• Do this: Leaving out the pictures, retype all the material exactly.
** START **
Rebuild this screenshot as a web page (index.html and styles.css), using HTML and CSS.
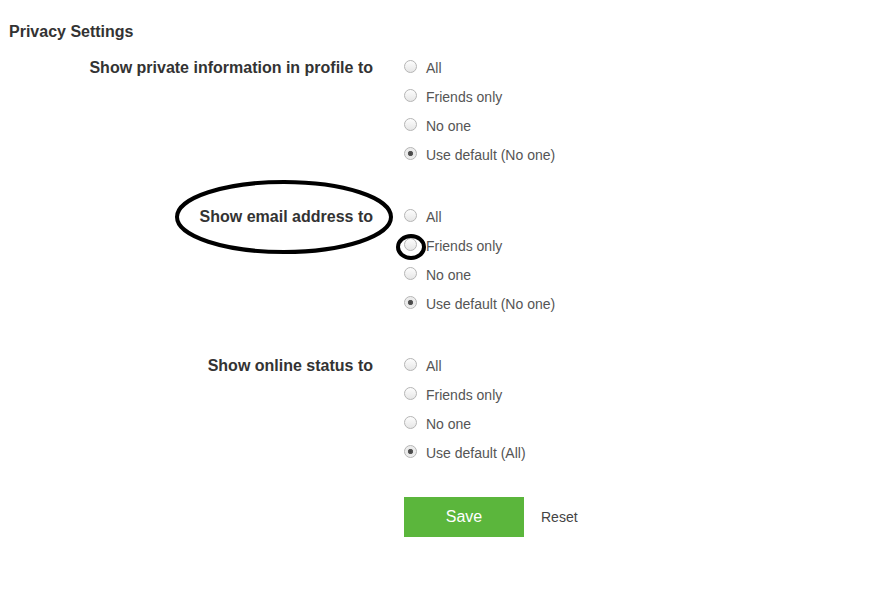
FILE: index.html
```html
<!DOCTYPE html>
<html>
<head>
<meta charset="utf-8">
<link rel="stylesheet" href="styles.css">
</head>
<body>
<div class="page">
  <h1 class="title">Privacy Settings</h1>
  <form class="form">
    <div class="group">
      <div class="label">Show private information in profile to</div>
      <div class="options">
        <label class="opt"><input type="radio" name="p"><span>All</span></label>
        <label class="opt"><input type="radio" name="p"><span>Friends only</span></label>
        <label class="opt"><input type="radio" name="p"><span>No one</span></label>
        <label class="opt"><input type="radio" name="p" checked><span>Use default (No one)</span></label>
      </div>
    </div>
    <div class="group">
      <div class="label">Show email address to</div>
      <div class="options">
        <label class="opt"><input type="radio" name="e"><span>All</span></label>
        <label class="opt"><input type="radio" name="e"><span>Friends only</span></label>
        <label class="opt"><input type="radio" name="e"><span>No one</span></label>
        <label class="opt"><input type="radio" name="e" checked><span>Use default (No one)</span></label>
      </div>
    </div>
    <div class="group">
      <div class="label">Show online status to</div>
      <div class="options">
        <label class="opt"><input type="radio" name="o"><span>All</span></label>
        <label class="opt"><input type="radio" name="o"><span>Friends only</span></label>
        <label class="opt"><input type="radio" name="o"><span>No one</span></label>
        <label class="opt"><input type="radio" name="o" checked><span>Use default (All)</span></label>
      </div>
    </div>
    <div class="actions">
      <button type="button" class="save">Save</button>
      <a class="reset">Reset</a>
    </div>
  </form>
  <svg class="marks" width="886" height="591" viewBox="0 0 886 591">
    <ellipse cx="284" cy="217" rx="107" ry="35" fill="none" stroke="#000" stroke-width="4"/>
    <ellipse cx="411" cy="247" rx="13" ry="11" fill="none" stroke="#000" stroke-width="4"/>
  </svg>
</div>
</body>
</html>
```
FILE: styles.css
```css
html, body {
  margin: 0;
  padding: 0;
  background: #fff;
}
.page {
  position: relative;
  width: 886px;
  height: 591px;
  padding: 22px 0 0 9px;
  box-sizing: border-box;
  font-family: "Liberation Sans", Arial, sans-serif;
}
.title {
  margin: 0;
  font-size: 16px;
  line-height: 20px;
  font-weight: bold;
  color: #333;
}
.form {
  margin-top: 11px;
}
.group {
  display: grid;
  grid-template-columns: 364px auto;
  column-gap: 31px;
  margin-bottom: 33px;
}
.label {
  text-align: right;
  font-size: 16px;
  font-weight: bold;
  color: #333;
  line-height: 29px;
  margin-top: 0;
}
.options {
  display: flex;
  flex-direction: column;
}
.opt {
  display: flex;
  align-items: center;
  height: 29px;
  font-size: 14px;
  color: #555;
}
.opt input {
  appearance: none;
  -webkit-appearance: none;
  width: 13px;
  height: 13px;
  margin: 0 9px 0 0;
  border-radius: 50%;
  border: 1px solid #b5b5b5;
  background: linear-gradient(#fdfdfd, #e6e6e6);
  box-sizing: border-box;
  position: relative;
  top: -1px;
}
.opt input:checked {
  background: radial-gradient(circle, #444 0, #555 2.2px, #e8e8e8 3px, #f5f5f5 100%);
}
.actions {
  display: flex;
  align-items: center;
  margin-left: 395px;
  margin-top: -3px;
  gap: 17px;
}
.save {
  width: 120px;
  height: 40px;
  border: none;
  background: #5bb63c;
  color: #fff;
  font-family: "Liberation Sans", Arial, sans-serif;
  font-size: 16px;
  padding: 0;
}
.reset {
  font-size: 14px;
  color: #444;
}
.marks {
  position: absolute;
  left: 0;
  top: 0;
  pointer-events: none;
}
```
** END **
• Task response:
Rebuild this screenshot as a web page (index.html and styles.css), using HTML and CSS.
FILE: index.html
```html
<!DOCTYPE html>
<html>
<head>
<meta charset="utf-8">
<link rel="stylesheet" href="styles.css">
</head>
<body>
<div class="page">
  <h1 class="title">Privacy Settings</h1>
  <form class="form">
    <div class="group">
      <div class="label">Show private information in profile to</div>
      <div class="options">
        <label class="opt"><input type="radio" name="p"><span>All</span></label>
        <label class="opt"><input type="radio" name="p"><span>Friends only</span></label>
        <label class="opt"><input type="radio" name="p"><span>No one</span></label>
        <label class="opt"><input type="radio" name="p" checked><span>Use default (No one)</span></label>
      </div>
    </div>
    <div class="group">
      <div class="label">Show email address to</div>
      <div class="options">
        <label class="opt"><input type="radio" name="e"><span>All</span></label>
        <label class="opt"><input type="radio" name="e"><span>Friends only</span></label>
        <label class="opt"><input type="radio" name="e"><span>No one</span></label>
        <label class="opt"><input type="radio" name="e" checked><span>Use default (No one)</span></label>
      </div>
    </div>
    <div class="group">
      <div class="label">Show online status to</div>
      <div class="options">
        <label class="opt"><input type="radio" name="o"><span>All</span></label>
        <label class="opt"><input type="radio" name="o"><span>Friends only</span></label>
        <label class="opt"><input type="radio" name="o"><span>No one</span></label>
        <label class="opt"><input type="radio" name="o" checked><span>Use default (All)</span></label>
      </div>
    </div>
    <div class="actions">
      <button type="button" class="save">Save</button>
      <a class="reset">Reset</a>
    </div>
  </form>
  <svg class="marks" width="886" height="591" viewBox="0 0 886 591">
    <ellipse cx="284" cy="217" rx="107" ry="35" fill="none" stroke="#000" stroke-width="4"/>
    <ellipse cx="411" cy="247" rx="13" ry="11" fill="none" stroke="#000" stroke-width="4"/>
  </svg>
</div>
</body>
</html>
```
FILE: styles.css
```css
html, body {
  margin: 0;
  padding: 0;
  background: #fff;
}
.page {
  position: relative;
  width: 886px;
  height: 591px;
  padding: 22px 0 0 9px;
  box-sizing: border-box;
  font-family: "Liberation Sans", Arial, sans-serif;
}
.title {
  margin: 0;
  font-size: 16px;
  line-height: 20px;
  font-weight: bold;
  color: #333;
}
.form {
  margin-top: 11px;
}
.group {
  display: grid;
  grid-template-columns: 364px auto;
  column-gap: 31px;
  margin-bottom: 33px;
}
.label {
  text-align: right;
  font-size: 16px;
  font-weight: bold;
  color: #333;
  line-height: 29px;
  margin-top: 0;
}
.options {
  display: flex;
  flex-direction: column;
}
.opt {
  display: flex;
  align-items: center;
  height: 29px;
  font-size: 14px;
  color: #555;
}
.opt input {
  appearance: none;
  -webkit-appearance: none;
  width: 13px;
  height: 13px;
  margin: 0 9px 0 0;
  border-radius: 50%;
  border: 1px solid #b5b5b5;
  background: linear-gradient(#fdfdfd, #e6e6e6);
  box-sizing: border-box;
  position: relative;
  top: -1px;
}
.opt input:checked {
  background: radial-gradient(circle, #444 0, #555 2.2px, #e8e8e8 3px, #f5f5f5 100%);
}
.actions {
  display: flex;
  align-items: center;
  margin-left: 395px;
  margin-top: -3px;
  gap: 17px;
}
.save {
  width: 120px;
  height: 40px;
  border: none;
  background: #5bb63c;
  color: #fff;
  font-family: "Liberation Sans", Arial, sans-serif;
  font-size: 16px;
  padding: 0;
}
.reset {
  font-size: 14px;
  color: #444;
}
.marks {
  position: absolute;
  left: 0;
  top: 0;
  pointer-events: none;
}
```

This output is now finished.